The Pirquitas mine has somewhere between 2-3 years left of production so anyone can see how important Chinchillas is for Silver Standard. The Chinchillas mine will have anything from 15-20 years of life in it, assuming it can produce around 10 Moz/yr.
Valuation
So what should 25% of a 10Moz silver producer be valued at? Perhaps not 100% correct, but an easy way to at least get an idea is to look at Fortuna Silver. Fortuna (fvi.to) have a guidance to produce 9.6 million Ag Eq ounces in 2016 and they have a Mcap of 1.05 Billion. 25% of that is 263 Mcad. If we assume that Golden Arrow would have the same valuation, that would equal C$2.80 per Golden Arrow share.

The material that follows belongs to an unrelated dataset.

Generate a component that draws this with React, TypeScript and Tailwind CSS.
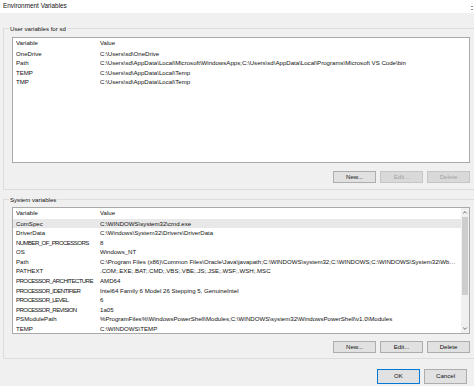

If everybody would see this story the same way we see it, Golden Arrow stock should be a fairly easy double from today's levels. That's why we see Golden Arrow as one of the most exciting juniors out there right now, the risk/reward is right where we want it. As an extra kicker, Silver Standard could at any point also chose to simply make a bid for Golden Arrow, something that would not come as a surprise, especially if silver prices continue to move higher.
Conclusion
The conclusion is short and concise, we want leveraged exposure to silver with reduced risk which is exactly what we get due to Golden Arrow's JV. The partnership with Silver Standard removes risk and besides the silver exposure we also get a potential buy-out component. What's not to like?
We are getting quite convinced that the only outcome is for Silver Standard to buy Golden Arrow, but at what price? Since insiders control such a large stake of Golden Arrow, we think chances are good for a great bid. Is $1/oz in the ground reasonable? Perhaps if silver continues to go higher, in which case Golden Arrow could very well get an offer around C$2. Depending on when such a bid would materialize, we think anywhere between C$1.50-2.50 is possible.
Disclosure: I am/we are long GARWF.
I wrote this article myself, and it expresses my own opinions. I am not receiving compensation for it (other than from Seeking Alpha). I have no business relationship with any company whose stock is mentioned in this article.